# [Stated problem]
Using the data below, copy each line that includes the word "components".

# [Exercise material]
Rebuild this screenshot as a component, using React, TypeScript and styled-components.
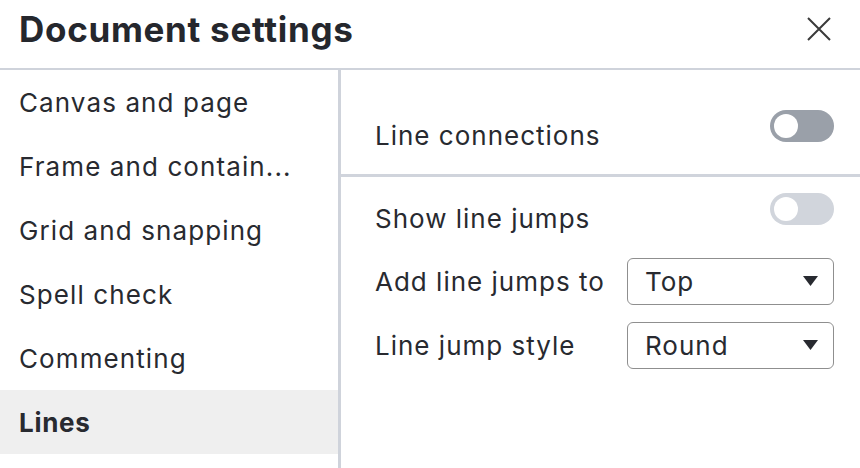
import React from "react";
import styled, { createGlobalStyle } from "styled-components";

const Global = createGlobalStyle`
  html, body { margin: 0; padding: 0; background: #fff; }
  body { font-family: Inter, "Noto Sans", sans-serif; color: #282a30; }
  * { box-sizing: border-box; }
`;

const Dialog = styled.div`
  width: 860px;
  height: 468px;
  display: flex;
  flex-direction: column;
  overflow: hidden;
  background: #fff;
`;

const Header = styled.div`
  height: 70px;
  flex: none;
  display: flex;
  align-items: flex-start;
  justify-content: space-between;
  border-bottom: 2px solid #cfd3db;
  padding: 8px 28px 0 19px;
`;

const Title = styled.h1`
  margin: 0;
  font-size: 35px;
  font-weight: 700;
  letter-spacing: 0.7px;
  line-height: 42px;
  color: #25272d;
`;

const CloseButton = styled.button`
  border: none;
  background: transparent;
  padding: 0;
  margin-top: 8px;
  width: 26px;
  height: 26px;
  display: flex;
  align-items: center;
  justify-content: center;
  cursor: pointer;
`;

const Body = styled.div`
  flex: 1;
  display: flex;
  min-height: 0;
`;

const Sidebar = styled.nav`
  width: 341px;
  flex: none;
  border-right: 3px solid #cfd3db;
  display: flex;
  flex-direction: column;
`;

const NavItem = styled.div<{ $active?: boolean }>`
  height: 64px;
  display: flex;
  align-items: center;
  padding: 0 19px;
  font-size: 26px;
  letter-spacing: ${(p) => (p.$active ? "0.7px" : "1.1px")};
  font-weight: ${(p) => (p.$active ? 700 : 400)};
  background: ${(p) => (p.$active ? "#efefef" : "transparent")};
  color: #282a30;
  white-space: nowrap;
`;

const Content = styled.div`
  flex: 1;
  display: flex;
  flex-direction: column;
`;

const Section = styled.div<{ $bordered?: boolean }>`
  padding: ${(p) => (p.$bordered ? "40px 26px 24px 34px" : "16px 26px 0 34px")};
  border-bottom: ${(p) => (p.$bordered ? "3px solid #d0d4dc" : "none")};
  display: flex;
  flex-direction: column;
  gap: 16px;
`;

const Row = styled.div`
  display: flex;
  align-items: center;
  justify-content: space-between;
  min-height: 48px;
`;

const ToggleRow = styled.div<{ $h?: number }>`
  display: flex;
  align-items: flex-start;
  justify-content: space-between;
  height: ${(p) => p.$h ?? 40}px;
`;

const Label = styled.span<{ $offset?: number }>`
  font-size: 26px;
  letter-spacing: 1px;
  color: #282a30;
  margin-top: ${(p) => p.$offset ?? 0}px;
`;

const Toggle = styled.div<{ $disabled?: boolean }>`
  width: 64px;
  height: 32px;
  border-radius: 16px;
  background: ${(p) => (p.$disabled ? "#d1d5dc" : "#9aa0a9")};
  padding: 4px;
  flex: none;
  &::after {
    content: "";
    display: block;
    width: 24px;
    height: 24px;
    border-radius: 50%;
    background: #fff;
  }
`;

const Select = styled.div`
  width: 207px;
  height: 47px;
  border: 1.5px solid #8f8f8f;
  border-radius: 6px;
  display: flex;
  align-items: center;
  justify-content: space-between;
  padding: 0 15px 0 17px;
  font-size: 26px;
  letter-spacing: 1px;
  color: #282a30;
`;

const Arrow = () => (
  <svg width="15" height="10" viewBox="0 0 15 10">
    <path d="M0 0 H15 L7.5 10 Z" fill="#282a30" />
  </svg>
);

const CloseIcon = () => (
  <svg width="26" height="24" viewBox="0 0 26 24">
    <path d="M2 1 L24 23 M24 1 L2 23" stroke="#3a3a3a" strokeWidth="2" />
  </svg>
);

const navItems = [
  "Canvas and page",
  "Frame and contain...",
  "Grid and snapping",
  "Spell check",
  "Commenting",
  "Lines",
];

export default function App() {
  return (
    <>
      <Global />
      <Dialog>
        <Header>
          <Title>Document settings</Title>
          <CloseButton aria-label="Close">
            <CloseIcon />
          </CloseButton>
        </Header>
        <Body>
          <Sidebar>
            {navItems.map((n) => (
              <NavItem key={n} $active={n === "Lines"}>
                {n}
              </NavItem>
            ))}
          </Sidebar>
          <Content>
            <Section $bordered>
              <ToggleRow>
                <Label $offset={10}>Line connections</Label>
                <Toggle />
              </ToggleRow>
            </Section>
            <Section>
              <ToggleRow $h={48}>
                <Label $offset={10}>Show line jumps</Label>
                <Toggle $disabled />
              </ToggleRow>
              <Row>
                <Label>Add line jumps to</Label>
                <Select>
                  <span>Top</span>
                  <Arrow />
                </Select>
              </Row>
              <Row>
                <Label>Line jump style</Label>
                <Select>
                  <span>Round</span>
                  <Arrow />
                </Select>
              </Row>
            </Section>
          </Content>
        </Body>
      </Dialog>
    </>
  );
}
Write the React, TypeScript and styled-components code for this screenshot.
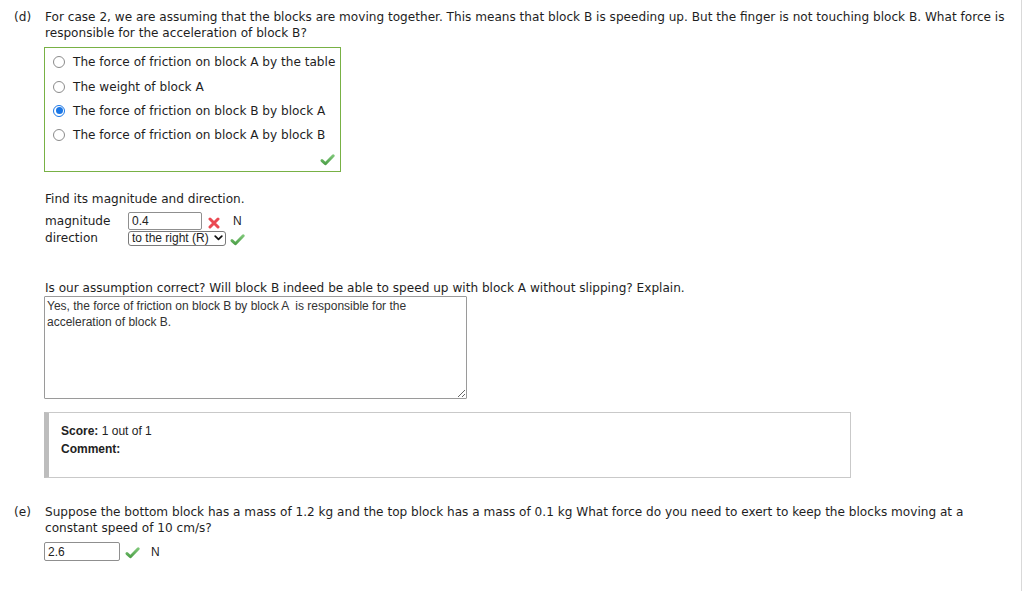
import React from 'react';
import styled, { createGlobalStyle } from 'styled-components';

const GlobalStyle = createGlobalStyle`
  html, body {
    margin: 0;
    padding: 0;
    background: #ffffff;
  }
`;

const Page = styled.div`
  box-sizing: border-box;
  width: 1022px;
  min-height: 591px;
  padding: 9px 12px 0 14px;
  border-right: 1px solid #d9d9d9;
  font-family: 'DejaVu Sans', Verdana, sans-serif;
  font-size: 12.1px;
  line-height: 16px;
  color: #1e1e1e;
`;

const Part = styled.section<{ $gap?: number }>`
  display: flex;
  margin-top: ${(p) => p.$gap ?? 0}px;
`;

const PartLabel = styled.div`
  flex: none;
  width: 30px;
`;

const PartBody = styled.div`
  flex: 1;
  min-width: 0;
`;

const Prompt = styled.p<{ $gap?: number }>`
  margin: ${(p) => p.$gap ?? 0}px 0 0 1px;
`;

const Choices = styled.div`
  box-sizing: border-box;
  width: 297px;
  margin-top: 6px;
  padding: 2px 5px 0 8px;
  border: 1px solid #78b145;
  display: flex;
  flex-direction: column;
`;

const Choice = styled.label`
  display: flex;
  align-items: center;
  gap: 8px;
  height: 24.4px;
  white-space: nowrap;
  cursor: pointer;
`;

const Radio = styled.span<{ $checked?: boolean }>`
  box-sizing: border-box;
  flex: none;
  position: relative;
  width: 12px;
  height: 12px;
  border-radius: 50%;
  border: 1px solid ${(p) => (p.$checked ? '#1b77e6' : '#8b8b8b')};
  background: #fff;

  &::after {
    content: '';
    display: ${(p) => (p.$checked ? 'block' : 'none')};
    position: absolute;
    inset: 1.5px;
    border-radius: 50%;
    background: #1b77e6;
  }
`;

const ChoiceMark = styled.div`
  display: flex;
  justify-content: flex-end;
  align-items: flex-end;
  height: 23.5px;
  padding-bottom: 5px;
  box-sizing: border-box;
`;

const FieldRow = styled.div`
  display: flex;
  align-items: center;
  margin-left: 1px;
`;

const FieldLabel = styled.span`
  flex: none;
  width: 83px;
`;

const TextInput = styled.input<{ $width: number }>`
  box-sizing: border-box;
  width: ${(p) => p.$width}px;
  height: ${(p) => (p.$width > 74 ? 19 : 18)}px;
  margin: 0;
  padding: 0 3px;
  border: 1px solid #8f8f8f;
  border-radius: 2px;
  font-family: 'Liberation Sans', Arial, sans-serif;
  font-size: 12px;
  color: #222;
  background: #fff;
`;

const SelectWrap = styled.span`
  position: relative;
  display: inline-flex;
`;

const Select = styled.select`
  box-sizing: border-box;
  appearance: none;
  width: 98px;
  height: 15px;
  margin: 0;
  padding: 0 14px 0 3px;
  border: 1px solid #7a7a7a;
  border-radius: 3px;
  font-family: 'Liberation Sans', Arial, sans-serif;
  font-size: 12px;
  line-height: 13px;
  color: #222;
  background: #fff;
`;

const Chevron = styled.svg`
  position: absolute;
  right: 3px;
  top: 4px;
  pointer-events: none;
`;

const Unit = styled.span<{ $gap: number }>`
  margin-left: ${(p) => p.$gap}px;
  font-family: 'Liberation Sans', Arial, sans-serif;
  font-size: 12px;
`;

const IconSlot = styled.span<{ $gap: number; $dy?: number }>`
  display: inline-flex;
  margin-left: ${(p) => p.$gap}px;
  margin-top: ${(p) => p.$dy ?? 0}px;
`;

const Answer = styled.textarea`
  display: block;
  box-sizing: border-box;
  width: 423px;
  height: 103px;
  margin: 0;
  padding: 1px 2px;
  border: 1px solid #9a9a9a;
  border-radius: 1px;
  font-family: 'Liberation Sans', Arial, sans-serif;
  font-size: 12px;
  line-height: 16px;
  color: #333;
  resize: both;
`;

const ScoreBox = styled.div`
  box-sizing: border-box;
  width: 807px;
  height: 66px;
  margin-top: 13px;
  padding: 9px 12px;
  border: 1px solid #c9c9c9;
  border-left: 5px solid #bdbdbd;
  font-family: 'Liberation Sans', Arial, sans-serif;
  font-size: 12px;
  line-height: 18px;
  color: #222;
`;

const ScoreLine = styled.div``;

const Strong = styled.b`
  font-weight: bold;
`;

const CheckIcon = () => (
  <svg width="15" height="12" viewBox="0 0 15 12" aria-hidden="true">
    <defs>
      <linearGradient id="chk" x1="0" y1="0" x2="0" y2="1">
        <stop offset="0" stopColor="#7cc576" />
        <stop offset="1" stopColor="#4fa14a" />
      </linearGradient>
    </defs>
    <path
      d="M2 6.6 L5.4 9.8 L13.2 1.8"
      fill="none"
      stroke="url(#chk)"
      strokeWidth="2.9"
      strokeLinecap="round"
      strokeLinejoin="round"
    />
  </svg>
);

const CrossIcon = () => (
  <svg width="12" height="12" viewBox="0 0 12 12" aria-hidden="true">
    <path
      d="M2 2 L10 10 M10 2 L2 10"
      fill="none"
      stroke="#ea4a52"
      strokeWidth="3"
      strokeLinecap="round"
    />
  </svg>
);

const options = [
  'The force of friction on block A by the table',
  'The weight of block A',
  'The force of friction on block B by block A',
  'The force of friction on block A by block B',
];

const App: React.FC = function () {
  return (
    <>
      <GlobalStyle />
      <Page>
        <Part>
          <PartLabel>(d)</PartLabel>
          <PartBody>
            <Prompt>
              For case 2, we are assuming that the blocks are moving together. This means that
              block B is speeding up. But the finger is not touching block B. What force is
              responsible for the acceleration of block B?
            </Prompt>
            <Choices>
              {options.map((text, i) => (
                <Choice key={text}>
                  <Radio $checked={i === 2} />
                  {text}
                </Choice>
              ))}
              <ChoiceMark>
                <CheckIcon />
              </ChoiceMark>
            </Choices>

            <Prompt $gap={19}>Find its magnitude and direction.</Prompt>
            <FieldRow style={{ marginTop: 5 }}>
              <FieldLabel>magnitude</FieldLabel>
              <TextInput $width={74} defaultValue="0.4" />
              <IconSlot $gap={6} $dy={3}>
                <CrossIcon />
              </IconSlot>
              <Unit $gap={13}>N</Unit>
            </FieldRow>
            <FieldRow>
              <FieldLabel>direction</FieldLabel>
              <SelectWrap>
                <Select defaultValue="R">
                  <option value="R">to the right (R)</option>
                  <option value="L">to the left (L)</option>
                </Select>
                <Chevron width="9" height="6" viewBox="0 0 9 6" aria-hidden="true">
                  <path
                    d="M1.2 1.2 L4.5 4.4 L7.8 1.2"
                    fill="none"
                    stroke="#111"
                    strokeWidth="1.7"
                    strokeLinecap="round"
                    strokeLinejoin="round"
                  />
                </Chevron>
              </SelectWrap>
              <IconSlot $gap={4} $dy={4}>
                <CheckIcon />
              </IconSlot>
            </FieldRow>

            <Prompt $gap={34}>
              Is our assumption correct? Will block B indeed be able to speed up with block A
              without slipping? Explain.
            </Prompt>
            <Answer
              defaultValue={
                'Yes, the force of friction on block B by block A  is responsible for the acceleration of block B.'
              }
            />
            <ScoreBox>
              <ScoreLine>
                <Strong>Score:</Strong> 1 out of 1
              </ScoreLine>
              <ScoreLine>
                <Strong>Comment:</Strong>
              </ScoreLine>
            </ScoreBox>
          </PartBody>
        </Part>

        <Part $gap={26}>
          <PartLabel>(e)</PartLabel>
          <PartBody>
            <Prompt>
              Suppose the bottom block has a mass of 1.2 kg and the top block has a mass of 0.1 kg
              What force do you need to exert to keep the blocks moving at a constant speed of 10
              cm/s?
            </Prompt>
            <FieldRow style={{ marginTop: 6, marginLeft: 0 }}>
              <TextInput $width={76} defaultValue="2.6" />
              <IconSlot $gap={5} $dy={2}>
                <CheckIcon />
              </IconSlot>
              <Unit $gap={11}>N</Unit>
            </FieldRow>
          </PartBody>
        </Part>
      </Page>
    </>
  );
};

export default App;
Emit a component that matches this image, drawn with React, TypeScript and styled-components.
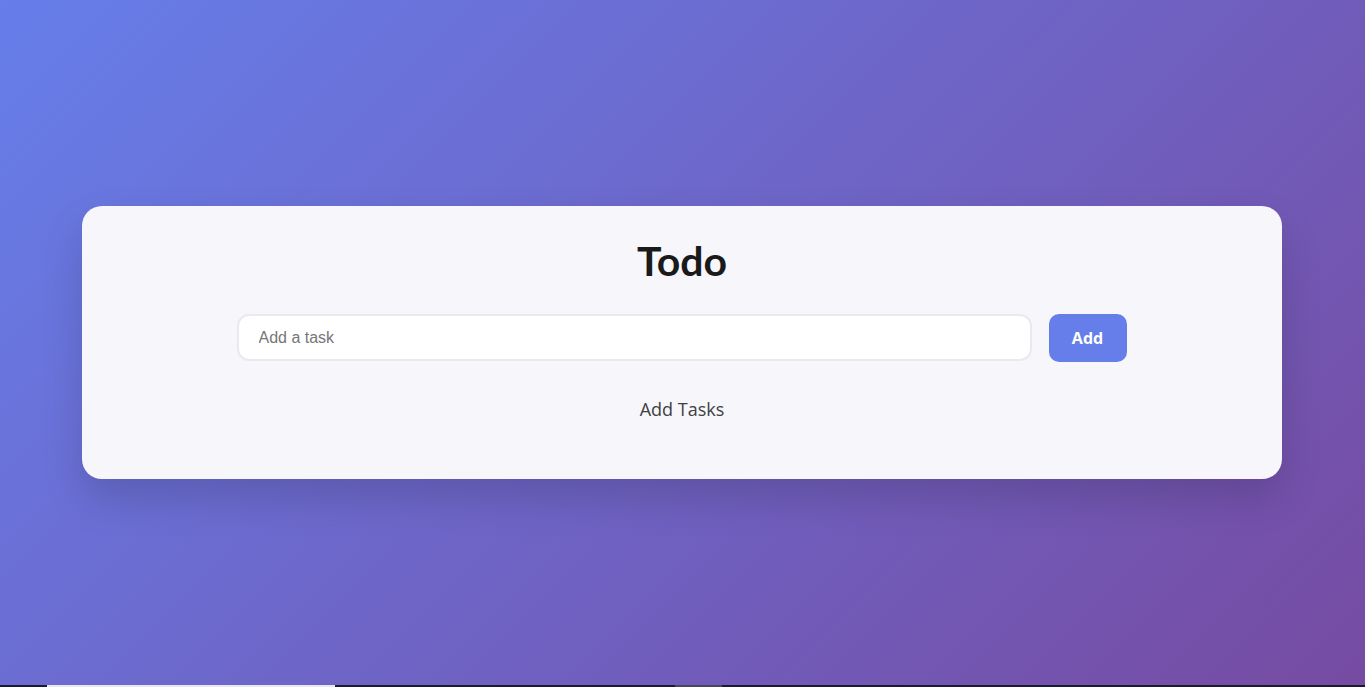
import type { FC } from 'react';
import styled, { createGlobalStyle } from 'styled-components';

const GlobalStyle = createGlobalStyle`
    html, body {
        margin: 0;
        padding: 0;
        height: 100%;
    }

    body {
        font-family: 'Open Sans', 'Noto Sans', sans-serif;
        overflow: hidden;
    }

    * {
        box-sizing: border-box;
    }
`;

const StyledPage = styled.div`
    height: 687px;
    display: flex;
    flex-direction: column;
`;

const StyledBackdrop = styled.main`
    flex: 1;
    display: flex;
    align-items: center;
    justify-content: center;
    padding: 0 83px 0 82px;
    background: linear-gradient(135deg, #667eea 0%, #764ba2 100%);
`;

const StyledCard = styled.section`
    width: 100%;
    height: 273px;
    padding: 30px 32px;
    border-radius: 20px;
    background: #f6f6fb;
    box-shadow: 0 20px 40px rgba(0, 0, 0, 0.15);
    display: flex;
    flex-direction: column;
    align-items: center;
`;

const StyledTitle = styled.h1`
    margin: 0 0 29px;
    font-family: Lato, 'Noto Sans', sans-serif;
    font-size: 41px;
    font-weight: 700;
    line-height: 1.2;
    color: #1a1a1a;
`;

const StyledForm = styled.form`
    width: 890px;
    margin-right: 1px;
    display: flex;
    gap: 17px;
`;

const StyledInput = styled.input`
    flex: 1;
    height: 47px;
    padding: 0 20px;
    border: 2px solid #e9e9ef;
    border-radius: 12px;
    background: #ffffff;
    font-family: 'Liberation Sans', Arial, sans-serif;
    font-size: 16px;
    color: #222;
    outline: none;

    &::placeholder {
        color: #767676;
    }
`;

const StyledButton = styled.button`
    width: 78px;
    height: 48px;
    border: none;
    border-radius: 10px;
    background: #667eea;
    color: #ffffff;
    font-family: 'Open Sans', 'Noto Sans', sans-serif;
    font-size: 16px;
    font-weight: 700;
    cursor: pointer;
`;

const StyledEmpty = styled.p`
    margin: 35px 0 0;
    font-family: 'Open Sans', 'Noto Sans', sans-serif;
    font-size: 18px;
    font-weight: 500;
    color: #404040;
`;

const StyledStrip = styled.div`
    height: 2px;
    display: flex;
    background: #1c1a33;
`;

const StyledStripPart = styled.span<{ $width: number; $color?: string }>`
    width: ${({ $width }) => $width}px;
    background: ${({ $color }) => $color ?? 'transparent'};
`;

const App: FC = () => {
    return (
        <StyledPage>
            <GlobalStyle />
            <StyledBackdrop>
                <StyledCard>
                    <StyledTitle>Todo</StyledTitle>
                    <StyledForm onSubmit={(e) => e.preventDefault()}>
                        <StyledInput type="text" placeholder="Add a task" />
                        <StyledButton type="submit">Add</StyledButton>
                    </StyledForm>
                    <StyledEmpty>Add Tasks</StyledEmpty>
                </StyledCard>
            </StyledBackdrop>
            <StyledStrip>
                <StyledStripPart $width={47} />
                <StyledStripPart $width={288} $color="#e8e8ee" />
                <StyledStripPart $width={340} />
                <StyledStripPart $width={47} $color="#4a4660" />
            </StyledStrip>
        </StyledPage>
    );
}

export default App;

# [Worked answer]
Rebuild this screenshot as a component, using React, TypeScript and styled-components.
import styled, { createGlobalStyle } from "styled-components";
Write the React, TypeScript and styled-components code for this screenshot.
import styled, { createGlobalStyle } from 'styled-components';
Emit a component that matches this image, drawn with React, TypeScript and styled-components.
import styled, { createGlobalStyle } from 'styled-components';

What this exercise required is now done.